The woman shook her head. “No, but she has always been kind to me. She even gives me some flowers to take home. I put them in the girls’ hair before we go to church, and I think it will bring them good marriages.”
“Don’t worry,” Kofi Poku said. “I’m sure she will know you. Her heart will know you.” His wife and Esther both nodded, and Yaw looked away.
It was dark in the courtyard, but the heat had not lessened, only transformed, buzzing with mosquitoes and humming with gnats.
Yaw and Esther finished their food. They said thank you. They were taken to their room, where Esther insisted on the floor while Yaw got the mattress, a tough, springy thing that fought his back. Like that, and there, they slept.
—
They spent the morning preparing, walking around Edweso, and eating many times. They had been told that Yaw’s mother rarely slept and seemed to prefer evenings to mornings. And so they bided their time. Esther had left Takoradi only once in her life, and Yaw loved seeing the wonder in her eyes as they took in the strangeness of this new town.

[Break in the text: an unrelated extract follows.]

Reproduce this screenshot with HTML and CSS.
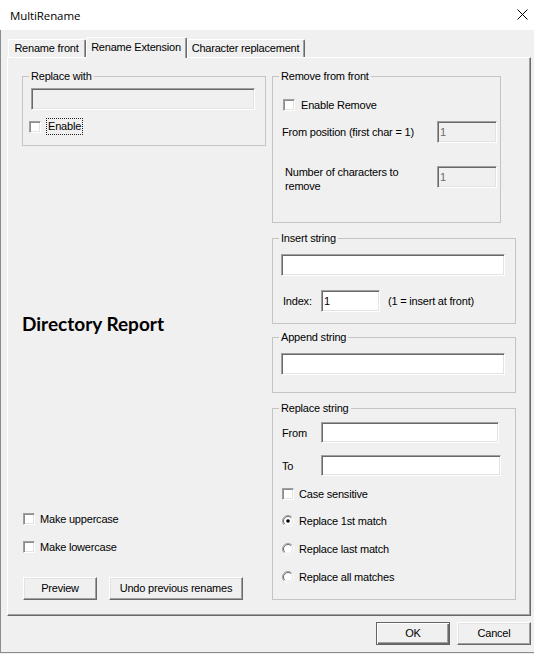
FILE: index.html
```html
<!DOCTYPE html>
<html>
<head>
<meta charset="utf-8">
<title>MultiRename</title>
<link rel="stylesheet" href="styles.css">
</head>
<body>
<div class="window">
  <div class="titlebar">
    <span class="title">MultiRename</span>
    <svg class="close" width="11" height="11" viewBox="0 0 11 11"><path d="M0.5 0.5L10.5 10.5M10.5 0.5L0.5 10.5" stroke="#000" stroke-width="1" fill="none"/></svg>
  </div>
  <div class="client">
    <div class="tabs">
      <div class="tab t1">Rename front</div>
      <div class="tab t2 active">Rename Extension</div>
      <div class="tab t3">Character replacement</div>
    </div>
    <div class="panel">
      <div class="col left">
        <fieldset class="group g-with">
          <legend>Replace with</legend>
          <div class="gbody">
            <div class="input disabled w224 ml2"></div>
            <div class="checkrow mt8"><span class="cb"></span><span class="focus">Enable</span></div>
          </div>
        </fieldset>
        <div class="report">Directory Report</div>
        <div class="bottom">
          <div class="checkrow pl1"><span class="cb"></span><span>Make uppercase</span></div>
          <div class="checkrow pl1 mt11"><span class="cb"></span><span>Make lowercase</span></div>
          <div class="btnrow">
            <button class="btn w74">Preview</button>
            <button class="btn w134">Undo previous renames</button>
          </div>
        </div>
      </div>
      <div class="col right">
        <fieldset class="group g-remove">
          <legend>Remove from front</legend>
          <div class="gbody">
            <div class="checkrow gap6"><span class="cb"></span><span>Enable Remove</span></div>
            <div class="row mt8 shift-l">
              <span>From position (first char = 1)</span>
              <div class="input disabled w60 push">1</div>
            </div>
            <div class="row top mt23">
              <span class="multi">Number of characters to<br>remove</span>
              <div class="input disabled w60 push">1</div>
            </div>
          </div>
        </fieldset>
        <fieldset class="group g-insert">
          <legend>Insert string</legend>
          <div class="gbody">
            <div class="input w224"></div>
            <div class="row mt14">
              <span class="lbl-index">Index:</span>
              <div class="input w59">1</div>
              <span class="hint">(1 = insert at front)</span>
            </div>
          </div>
        </fieldset>
        <fieldset class="group g-append">
          <legend>Append string</legend>
          <div class="gbody">
            <div class="input w224"></div>
          </div>
        </fieldset>
        <fieldset class="group g-replace">
          <legend>Replace string</legend>
          <div class="gbody">
            <div class="row">
              <span class="lbl-from">From</span>
              <div class="input h21 w178"></div>
            </div>
            <div class="row mt12">
              <span class="lbl-from">To</span>
              <div class="input h21 w180"></div>
            </div>
            <div class="checkrow mt9"><span class="cb"></span><span>Case sensitive</span></div>
            <div class="checkrow mt10">
              <svg class="rb" width="12" height="12" viewBox="0 0 12 12"><circle cx="6" cy="6" r="5" fill="#fff"/><path d="M9.9 2.1A5.5 5.5 0 0 0 2.1 9.9" fill="none" stroke="#a0a0a0"/><path d="M9.2 2.8A4.5 4.5 0 0 0 2.8 9.2" fill="none" stroke="#696969"/><path d="M2.1 9.9A5.5 5.5 0 0 0 9.9 2.1" fill="none" stroke="#fff"/><path d="M2.8 9.2A4.5 4.5 0 0 0 9.2 2.8" fill="none" stroke="#e3e3e3"/><circle cx="6" cy="6" r="1.8" fill="#000"/></svg>
              <span>Replace 1st match</span>
            </div>
            <div class="checkrow mt11">
              <svg class="rb" width="12" height="12" viewBox="0 0 12 12"><circle cx="6" cy="6" r="5" fill="#fff"/><path d="M9.9 2.1A5.5 5.5 0 0 0 2.1 9.9" fill="none" stroke="#a0a0a0"/><path d="M9.2 2.8A4.5 4.5 0 0 0 2.8 9.2" fill="none" stroke="#696969"/><path d="M2.1 9.9A5.5 5.5 0 0 0 9.9 2.1" fill="none" stroke="#fff"/><path d="M2.8 9.2A4.5 4.5 0 0 0 9.2 2.8" fill="none" stroke="#e3e3e3"/></svg>
              <span>Replace last match</span>
            </div>
            <div class="checkrow mt11">
              <svg class="rb" width="12" height="12" viewBox="0 0 12 12"><circle cx="6" cy="6" r="5" fill="#fff"/><path d="M9.9 2.1A5.5 5.5 0 0 0 2.1 9.9" fill="none" stroke="#a0a0a0"/><path d="M9.2 2.8A4.5 4.5 0 0 0 2.8 9.2" fill="none" stroke="#696969"/><path d="M2.1 9.9A5.5 5.5 0 0 0 9.9 2.1" fill="none" stroke="#fff"/><path d="M2.8 9.2A4.5 4.5 0 0 0 9.2 2.8" fill="none" stroke="#e3e3e3"/></svg>
              <span>Replace all matches</span>
            </div>
          </div>
        </fieldset>
      </div>
    </div>
    <div class="footer">
      <button class="btn w74 default">OK</button>
      <button class="btn w74">Cancel</button>
    </div>
  </div>
</div>
</body>
</html>
```
FILE: styles.css
```css
* { box-sizing: border-box; }
html, body { margin: 0; padding: 0; }
body {
  width: 534px;
  height: 654px;
  overflow: hidden;
  background: #f0f0f0;
  font-family: "Liberation Sans", Arial, sans-serif;
  font-size: 11px;
  letter-spacing: -0.2px;
  color: #000;
}
.window {
  width: 534px;
  height: 653px;
  display: flex;
  flex-direction: column;
}
.titlebar {
  height: 30px;
  flex: none;
  background: #fff;
  display: flex;
  align-items: center;
  justify-content: space-between;
  padding: 0 6px 0 10px;
}
.title {
  font-family: "Open Sans", sans-serif;
  font-size: 11.5px;
  letter-spacing: -0.1px;
}
.close { display: block; margin-top: -1px; }
.client {
  flex: 1;
  display: flex;
  flex-direction: column;
  background: #f0f0f0;
  border-left: 1px solid #8c8c8c;
  border-bottom: 1px solid #8c8c8c;
  padding-left: 6px;
}
.tabs {
  height: 28px;
  margin-bottom: -1px;
  display: flex;
  align-items: flex-end;
  padding-left: 1px;
  position: relative;
  z-index: 1;
}
.tab {
  height: 18px;
  margin-bottom: 1px;
  display: flex;
  justify-content: center;
  align-items: flex-start;
  padding: 2px 1px 0 0;
  line-height: 13px;
  background: #f0f0f0;
  border-top: 1px solid #fff;
  border-left: 1px solid #fff;
  border-right: 1px solid #696969;
  box-shadow: inset -1px 0 #a0a0a0;
  border-radius: 2px 2px 0 0;
  white-space: nowrap;
}
.t1 { width: 78px; }
.t2 { width: 101px; }
.t3 { width: 118px; }
.tab.active {
  height: 21px;
  margin-bottom: 0;
  padding-top: 3px;
}
.panel {
  width: 524px;
  height: 559px;
  flex: none;
  border-top: 1px solid #fff;
  border-left: 1px solid #fff;
  border-right: 1px solid #696969;
  border-bottom: 1px solid #696969;
  box-shadow: inset -1px -1px #a0a0a0;
  display: grid;
  grid-template-columns: 244px 244px;
  column-gap: 6px;
  padding: 12px 0 15px 14px;
}
.col {
  display: flex;
  flex-direction: column;
  min-height: 0;
}
.group {
  margin: 0;
  padding: 0;
  min-width: 0;
  border: 1px solid #c4c4c4;
}
.group legend {
  margin-left: 6px;
  padding: 0 2px;
  height: 12px;
  line-height: 12px;
}
.g-with { height: 76px; }
.g-with .gbody { padding: 6px 0 0 6px; }
.g-remove { width: 229px; height: 153px; }
.g-remove .gbody { padding: 14px 3px 0 10px; }
.g-insert { height: 92px; margin-top: 9px; }
.g-insert .gbody { padding: 10px 0 0 8px; }
.g-append { height: 62px; margin-top: 7px; }
.g-append .gbody { padding: 10px 0 0 8px; }
.g-replace { height: 198px; margin-top: 9px; }
.g-replace .gbody { padding: 8px 0 0 9px; }

.input {
  height: 22px;
  background: #fff;
  border: 1px solid;
  border-color: #a0a0a0 #fff #fff #a0a0a0;
  box-shadow: inset 1px 1px #696969, inset -1px -1px #e3e3e3;
  display: flex;
  align-items: center;
  padding: 0 0 1px 2px;
  flex: none;
}
.input.disabled { background: #f0f0f0; color: #6d6d6d; }
.h21 { height: 21px; }
.w224 { width: 224px; }
.w60 { width: 60px; }
.w59 { width: 59px; }
.w178 { width: 178px; }
.w180 { width: 180px; }
.ml2 { margin-left: 2px; }
.mt8 { margin-top: 8px; }
.mt9 { margin-top: 9px; }
.mt10 { margin-top: 10px; }
.mt11 { margin-top: 11px; }
.mt12 { margin-top: 12px; }
.mt14 { margin-top: 14px; }
.mt23 { margin-top: 23px; }
.pl1 { padding-left: 1px; }

.checkrow {
  height: 17px;
  display: flex;
  align-items: center;
  gap: 5px;
  white-space: nowrap;
}
.checkrow.gap6 { gap: 6px; }
.cb {
  width: 12px;
  height: 12px;
  flex: none;
  background: #fff;
  border: 1px solid;
  border-color: #a0a0a0 #fff #fff #a0a0a0;
  box-shadow: inset 1px 1px #8c8c8c, inset -1px -1px #e3e3e3;
}
.rb { display: block; flex: none; }
.focus {
  height: 17px;
  line-height: 15px;
  padding: 0 1px;
  border: 1px dotted #222;
}
.row {
  display: flex;
  align-items: center;
  white-space: nowrap;
}
.row.top { align-items: flex-start; }
.shift-l { margin-left: -1px; }
.push { margin-left: auto; }
.multi {
  line-height: 14px;
  margin: -1px 0 0 2px;
}
.lbl-index { width: 40px; padding-left: 2px; }
.hint { margin-left: 8px; }
.lbl-from { width: 39px; }

.report {
  margin-top: 166px;
  font-family: Lato, "Open Sans", sans-serif;
  font-weight: 700;
  font-size: 19px;
  line-height: 23px;
  letter-spacing: 0;
}
.bottom { margin-top: auto; }
.btnrow {
  display: flex;
  gap: 12px;
  margin-top: 22px;
  padding-left: 1px;
}
.btn {
  font: inherit;
  letter-spacing: inherit;
  color: #000;
  height: 23px;
  padding: 0 0 1px 0;
  margin: 0;
  background: #f0f0f0;
  border: 1px solid;
  border-color: #fff #696969 #696969 #fff;
  box-shadow: inset -1px -1px #a0a0a0, inset 1px 1px #e3e3e3;
  white-space: nowrap;
}
.w74 { width: 74px; }
.w134 { width: 134px; }
.btn.default {
  border-color: #646464;
  box-shadow: inset 1px 1px #fff, inset -1px -1px #696969, inset -2px -2px #a0a0a0;
}
.footer {
  display: flex;
  justify-content: flex-end;
  gap: 7px;
  padding: 6px 3px 0 0;
}
```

Everyone thought they were married. Yaw did not correct them, and, to his delight, Esther did not correct them either, though Yaw wondered if this was more a factor of her politeness than her desire. He was too afraid to ask.

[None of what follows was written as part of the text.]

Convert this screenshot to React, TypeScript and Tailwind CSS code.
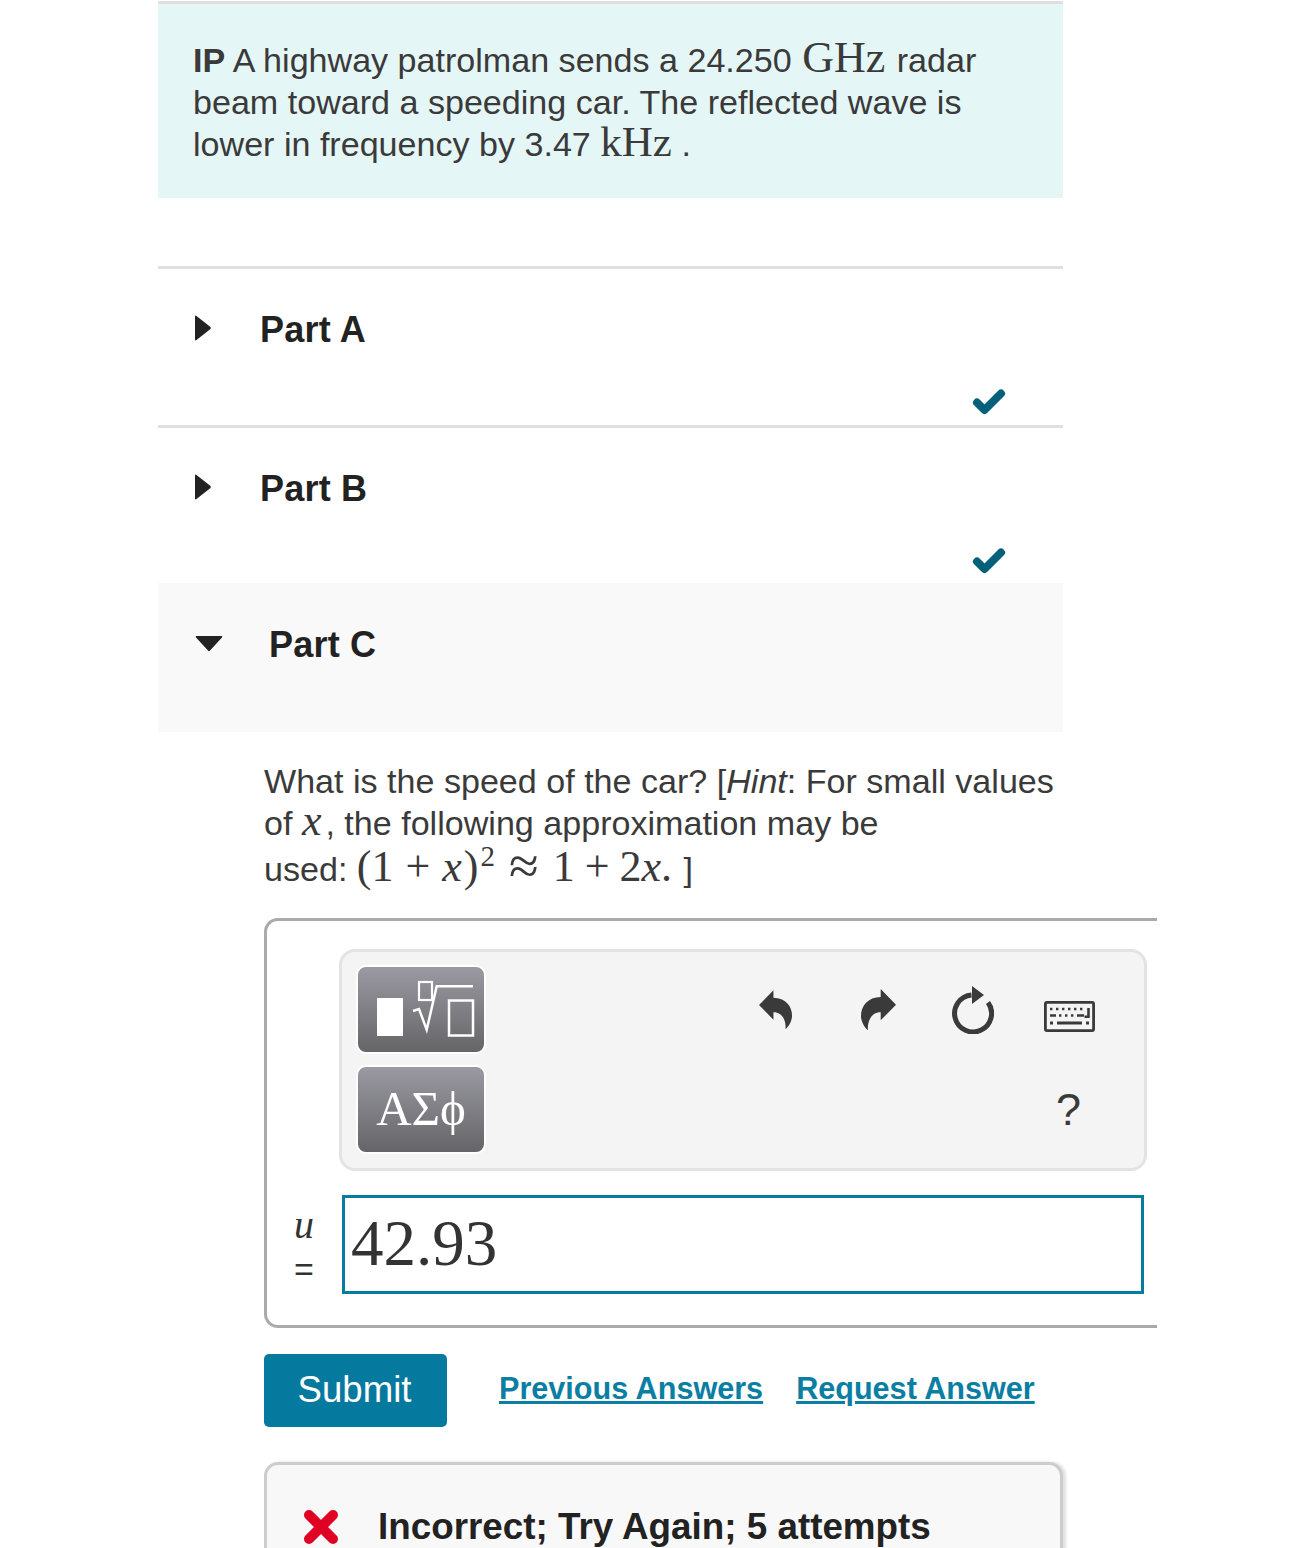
const serif = "font-['Liberation_Serif',serif]";

function Caret({ open }: { open?: boolean }) {
  return open ? (
    <svg width="28" height="18" viewBox="0 0 28 18" className="block">
      <path d="M1.5 1H26.5Q28 1 27 2.5L15 15.5Q14 17 13 15.5L1 2.5Q0 1 1.5 1Z" fill="#222" />
    </svg>
  ) : (
    <svg width="16" height="26" viewBox="0 0 16 26" className="block -mt-[4px]">
      <path d="M0 1.5Q0 0 1.5 1L15.5 12Q16 13 15.5 14L1.5 25Q0 26 0 24.5Z" fill="#222" />
    </svg>
  );
}

function Check() {
  return (
    <svg width="34" height="28" viewBox="0 0 34 28" className="block">
      <path d="M5 14.5L12.5 22L29 5.5" fill="none" stroke="#03607a" strokeWidth="8" strokeLinecap="round" strokeLinejoin="round" />
    </svg>
  );
}

function PartRow({ name }: { name: string }) {
  return (
    <div className="h-[155px] relative flex flex-col">
      <div className="flex items-center pl-[37px] pt-[41px]">
        <Caret />
        <span className="ml-[49px] text-[36px] leading-[40px] font-bold text-[#222] tracking-[0.2px]">{name}</span>
      </div>
      <div className="mt-auto ml-[814px] mb-[8px]">
        <Check />
      </div>
    </div>
  );
}

function Undo({ flip }: { flip?: boolean }) {
  return (
    <svg width="36" height="43" viewBox="0 0 36 43" className={flip ? "block -scale-x-100" : "block"}>
      <path d="M0 15.7L15.3 0V8C28 8 35 17 35 27C35 32 32 38 28 41.3C29 33 25 23 15.3 23.3V31.3Z" fill="#3a3a3a" />
    </svg>
  );
}

function Reset() {
  return (
    <svg width="42" height="48" viewBox="0 0 42 48" className="block">
      <path d="M19.5 9A18.5 18.5 0 1 0 36 16.5" fill="none" stroke="#3a3a3a" strokeWidth="5" />
      <path d="M20 0L32 9L20 18Z" fill="#3a3a3a" />
    </svg>
  );
}

function Keyboard() {
  return (
    <svg width="51" height="31" viewBox="0 0 51 31" className="block">
      <rect x="1.4" y="1.4" width="48.2" height="28.2" rx="1.5" fill="none" stroke="#3a3a3a" strokeWidth="2.8" />
      <path d="M6 8h2.4M12 8h2.4M18 8h2.4M24 8h2.4M30 8h2.4M36 8h2.4" stroke="#3a3a3a" strokeWidth="2.6" />
      <path d="M6 14.5h6M15 14.5h2.4M21 14.5h2.4M27 14.5h2.4M33 14.5h7M44.5 7v8.8h-4" fill="none" stroke="#3a3a3a" strokeWidth="2.6" />
      <path d="M6 22h3M13 22h25M42 22h3" stroke="#3a3a3a" strokeWidth="2.8" />
    </svg>
  );
}

function TemplateIcon() {
  return (
    <svg viewBox="0 0 126 85" className="block w-full h-full">
      <rect x="19" y="31" width="26" height="38" fill="#fff" />
      <rect x="61" y="15" width="13" height="18" fill="none" stroke="#fff" strokeWidth="2.2" />
      <path d="M55 44L61 42L68.7 62.7L78.7 19.3H115" fill="none" stroke="#fff" strokeWidth="2.5" />
      <rect x="91" y="33.5" width="24" height="35" fill="none" stroke="#fff" strokeWidth="2.5" />
    </svg>
  );
}

const toolBtn =
  "w-[130px] h-[89px] rounded-[10px] border-2 border-white bg-gradient-to-b from-[#9b9aa3] to-[#656568] flex items-center justify-center text-white";

export default function App() {
  return (
    <div className="w-[1290px] h-[1548px] overflow-hidden bg-white pt-px font-['Liberation_Sans',Arial,sans-serif] text-[#3a3a3a]">
      <div className="ml-[158px] w-[905px]">
        <div className="h-[197px] border-t-[3px] border-[#e0e0e0] bg-[#e5f6f6] pl-[35px] pt-[35px] text-[34.1px] leading-[42px] whitespace-nowrap">
          <div className="h-[42px]">
            <b>IP</b> A highway patrolman sends a 24.250 <span className={`${serif} text-[44px] leading-[0px] ml-[1px] mr-[2px]`}>GHz</span> radar
          </div>
          <div className="h-[42px]">beam toward a speeding car. The reflected wave is</div>
          <div className="h-[42px]">
            lower in frequency by 3.47 <span className={`${serif} text-[43px] leading-[0px]`}>kHz</span> .
          </div>
        </div>

        <div className="mt-[68px] border-t-[3px] border-[#e0e0e0]">
          <PartRow name="Part A" />
        </div>
        <div className="mt-px border-t-[3px] border-[#e0e0e0]">
          <PartRow name="Part B" />
        </div>

        <div className="h-[149px] bg-[#f9f9f9] pl-[37px] pt-[42px] flex items-start">
          <span className="mt-[10px]"><Caret open /></span>
          <span className="ml-[46px] text-[36px] leading-[40px] font-bold text-[#222] tracking-[0.2px]">Part C</span>
        </div>

        <div className="pl-[106px] pt-[28px]">
          <div className="text-[34.1px] leading-[42px] whitespace-nowrap">
            <div className="h-[42px]">
              What is the speed of the car? [<i>Hint</i>: For small values
            </div>
            <div className="h-[42px]">
              of <i className={`${serif} text-[44px] leading-[0px] mr-[4px]`}>x</i>, the following approximation may be
            </div>
            <div className="h-[46px] pt-[4px]">
              used:{" "}
              <span className={`${serif} text-[44px] leading-[0px] [word-spacing:1px]`}>
                (1 + <i>x</i>
                <span className="ml-[2px]">)</span>
                <sup className="text-[29px] leading-[0px] -top-[15px] ml-[2px]">2</sup>{" "}
                <span className="relative top-[3px] text-[54px] leading-[0px] ml-[2px] mr-[2px]">≈</span>{" "}
                <span className="[word-spacing:-1px]">1 + 2<i>x</i></span>.
              </span>{" "}
              <span className="ml-[2px]">]</span>
            </div>
          </div>

          <div className="mt-[28px] w-[893px] h-[410px] rounded-l-[14px] border-[3px] border-r-0 border-[#aaaaaa] pl-[72px] pt-[28px]">
            <div className="w-[808px] h-[222px] rounded-[16px] border-[3px] border-[#e3e3e3] bg-[#f4f4f4] pl-[14px] pt-[13px] flex">
              <div className="flex flex-col gap-[11px]">
                <div className={toolBtn}>
                  <TemplateIcon />
                </div>
                <div className={`${toolBtn} ${serif} text-[49px] leading-none pb-[3px]`}>ΑΣϕ</div>
              </div>
              <div className="ml-[273px] w-[336px]">
                <div className="flex items-start pt-[24px]">
                  <Undo />
                  <span className="ml-[67px]"><Undo flip /></span>
                  <span className="ml-[56px] -mt-[3px]"><Reset /></span>
                  <span className="ml-[50px] mt-[12px]"><Keyboard /></span>
                </div>
                <div className="mt-[51px] ml-[297px] text-[45px] leading-[50px] text-[#3a3a3a]">?</div>
              </div>
            </div>

            <div className="mt-[24px] flex items-start">
              <div className="-ml-[47px] w-[24px] mr-[26px] pt-[11px] text-center text-[#333] leading-none">
                <div className={`${serif} italic text-[40px] leading-[38px]`}>u</div>
                <div className="text-[34px] leading-[36px] mt-[7px]">=</div>
              </div>
              <div className={`w-[802px] h-[99px] border-[3px] border-[#0a7ba0] pl-[6px] ${serif} text-[65px] leading-[90px] text-[#333]`}>
                42.93
              </div>
            </div>
          </div>

          <div className="mt-[26px] flex items-start">
            <button className="w-[183px] h-[73px] rounded-[5px] bg-[#05799e] text-white text-[36.6px] pr-[2px]">Submit</button>
            <a className="ml-[52px] mt-[14px] text-[30.6px] leading-[40px] font-bold text-[#0a7ea3] underline">Previous Answers</a>
            <a className="ml-[33px] mt-[14px] text-[30.6px] leading-[40px] font-bold text-[#0a7ea3] underline">Request Answer</a>
          </div>

          <div className="mt-[35px] w-[799px] h-[120px] rounded-[14px] border-[3px] border-[#cccccc] bg-[#f8f8f8] shadow-[3px_0_3px_rgba(0,0,0,0.12)] pl-[36px] pt-[40px] flex items-start">
            <svg width="36" height="36" viewBox="0 0 36 36" className="block mt-[4px]">
              <path d="M6 6L30 30M30 6L6 30" stroke="#df0024" strokeWidth="10" strokeLinecap="round" />
            </svg>
            <span className="ml-[39px] text-[36.8px] leading-[44px] font-bold text-[#222] whitespace-nowrap">Incorrect; Try Again; 5 attempts</span>
          </div>
        </div>
      </div>
    </div>
  );
}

Soon, the sky began to darken and with each new shade, Yaw’s stomach began to tighten. Esther kept glancing at him carefully, taking in his face as though it held instructions for how she herself should feel.
“Don’t be afraid,” she said.
Since they’d met five years before, Esther had been the one to encourage his homecoming. She said it had something to do with forgiveness, but Yaw wasn’t certain that he believed in forgiveness. He heard the word most on the few days he went to the white man’s church with Edward and Mrs. Boahen and sometimes with Esther, and so it had begun to seem to him like a word the white men brought with them when they first came to Africa. A trick their Christians had learned and spoke loudly and freely about to the people of the Gold Coast. Forgiveness, they shouted, all the while committing their wrongs. When he was younger, Yaw wondered why they did not preach that the people should avoid wrongdoing altogether. But the older he got, the better he understood. Forgiveness was an act done after the fact, a piece of the bad deed’s future. And if you point the people’s eye to the future, they might not see what is being done to hurt them in the present.
When it was finally evening, Kofi Poku led Yaw and Esther to Yaw’s mother’s house on the outskirts of town. Yaw knew it immediately from the lush things that grew in her garden. Colors that Yaw had never seen before bloomed off of long green stalks that rustled from the wind or the small creatures that moved beneath them.
“This is where I leave you,” Kofi Poku said. They had not even reached the door yet. For any other family, in this and many other towns, it would have been considered rude for a townsperson to be so close to a person’s house and not greet the master of the house, but Yaw could see the discomfort in the man’s face, and he waved to him and thanked him again while he made his way off.